Because Manara operates on a part-time basis, it does not need to register with the Department for Education as a school. But the rise in the number of Islamic schools has raised some concerns. Leicester City Council has called for national guidance to ensure that parents who send their children to “flexi schools” like Manara can be sure the staff have criminal record checks and their buildings are safe. And in some areas, full-time schools have opened without registration – meaning that there are no checks on the suitability of their staff or the quality of their curriculum.
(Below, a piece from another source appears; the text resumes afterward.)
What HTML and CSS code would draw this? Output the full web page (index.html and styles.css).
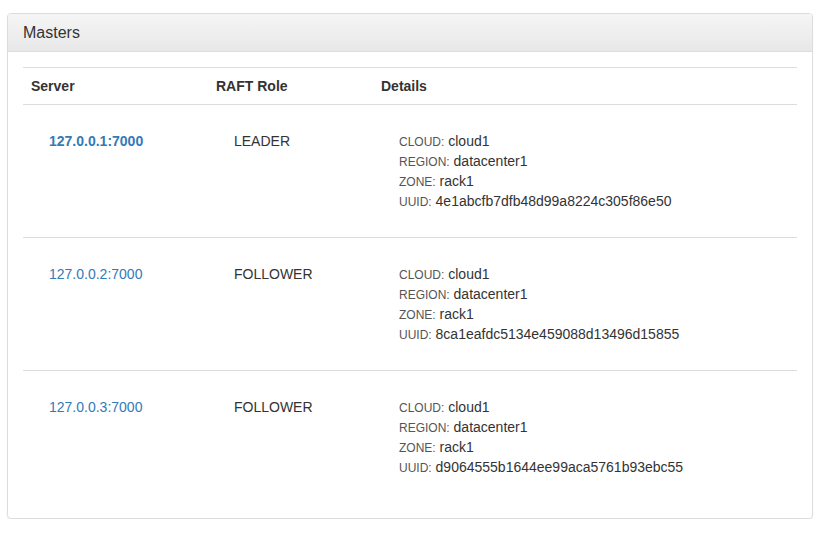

D’Oyen aims to open a fully registered, full-time school next year. Until recently, she was the headteacher of another Muslim school in Leicester, but left earlier this year – and decided to start her own school. She quickly found that the formalities required were much more cumbersome than in her native US, where she had previously helped to set up an Islamic school in New Mexico.
“The Department for Education wanted everything done six months in advance; they wanted a plan of the building, they wanted to come and inspect,” she says. “They wanted to see our curriculum plans in detail – a lot of rigmarole. And we wanted to be open in September. So legally we are a private tuition service – like a supplementary school, but during the day.”
Despite its unconventional setting – D’Oyen was invited to tea with the family who live here and seized on the idea that the house could be turned into a school – the children seem contented and the curriculum varied. Manara is experimenting with Montessori teaching methods, and religious education includes moral and personal discussions as well as study of the Qur’an. The time spent by many children learning the Qur’an at madrasas – often 10 hours a week or more – can rob them of their childhood, D’Oyen believes, and she hopes to provide a more humane alternative. The pupils will learn about gardening and alternative technologies, and have access to the garden, which is used as an outdoor classroom.
“We’d like to teach a long morning, which would include some Islamic education, and then in the afternoons children would have more choice of activities – arts, crafts, PE,” D’Oyen says. “We want the children to have creativity in their lives, and to follow some of their interests.”
She foresees no problems at all in finding pupils – another Islamic school in Leicester already has five applications for each place. The demand from Muslim parents for an education outside the mainstream is growing, she says.
Others in the Muslim world agree with her. Dr Ghayasuddin Siddiqui, founder of the Muslim Institute thinktank, says there is a growing feeling among Muslim parents that mainstream schools are not serving their children well: “If schools are focused on raising standards and on ensuring that there is discipline, I think most people are happy with that,” he says. “But more and more parents are concerned about the quality of education, and about discipline.”
Yet in some areas, situations have arisen that have caused concern. A headteacher in the north of England, who asked not to be identified, described how an Islamic school had opened up two years ago without permission opposite her own primary school. “It operated for about six months without registration, and then it was forced to close. It didn’t take long before it was registered and reopened again,” she says. “Some lovely ladies came to see me and they invited me and my deputy to see what was happening there. But I have to say I found the whole thing very worrying indeed – it’s just so divisive.” She had been trained as an Ofsted inspector, she said, and did not believe that the school would have been allowed to operate in the state sector. Its buildings, even after renovation, were unsuitable, she said, and its curriculum was too narrow, with every lesson being linked in some way to the Qur’an or the life of the Prophet Muhammad.
The Association of Muslim Schools, set up 20 years ago to support a then-tiny band of institutions, acknowledges that in response to a growing demand for Islamic education, a number of full-time schools have opened without proper formalities.
“The Department for Education is in constant contact with us, and they do tell us if someone’s operating without registration,” says Shazad Mohammed, the director of the association. “Then we visit to stress the importance of registering – the local authorities have to know where the children are, for safeguarding purposes. We strongly discourage this – it is illegal to operate without registration.”
But it is hardly surprising that there should be some breaches, he adds – the UK has two and a half million Muslims, and the number is rising fast. The majority are aged between 13 and 25. One highly regarded Muslim school, the Al-Hijrah school in Birmingham, has introduced a lottery system to allocate places because up to 25 parents are competing for each one.
In Leicester, the city council says it is anticipating a rise in the number of “flexi schools” like Manara, and it has asked the government to address the issue. “It is anticipated that this form of education may become more common, and the local authority has asked that the Department for Education consider producing national guidance for parents and providers around the quality of provision, including criminal record checks, health and safety and planning permission,” it said in a statement.
The DfE welcomed Leicester’s commitment to working with home educators, but did not respond to requests for a comment on whether there should be more regulation of the sector.
But for Fatima D’Oyen, the road ahead seems clear. Leicester’s home education inspector paid her a visit this month, and was apparently impressed. Attempts to regulate the sector further would be counterproductive, she argues. “My perspective is that 95% of parents can be trusted to do what is best for their children,” she says. “I don’t believe it is either possible or desirable to try to regulate, especially if the desire to do so comes from racism or misplaced paternalism. The reality is that most Muslims setting up or working at Islamic schools, whether part-time, full-time, supplementary or otherwise, do so out of a sense of altruism and wanting to help children get a good education.”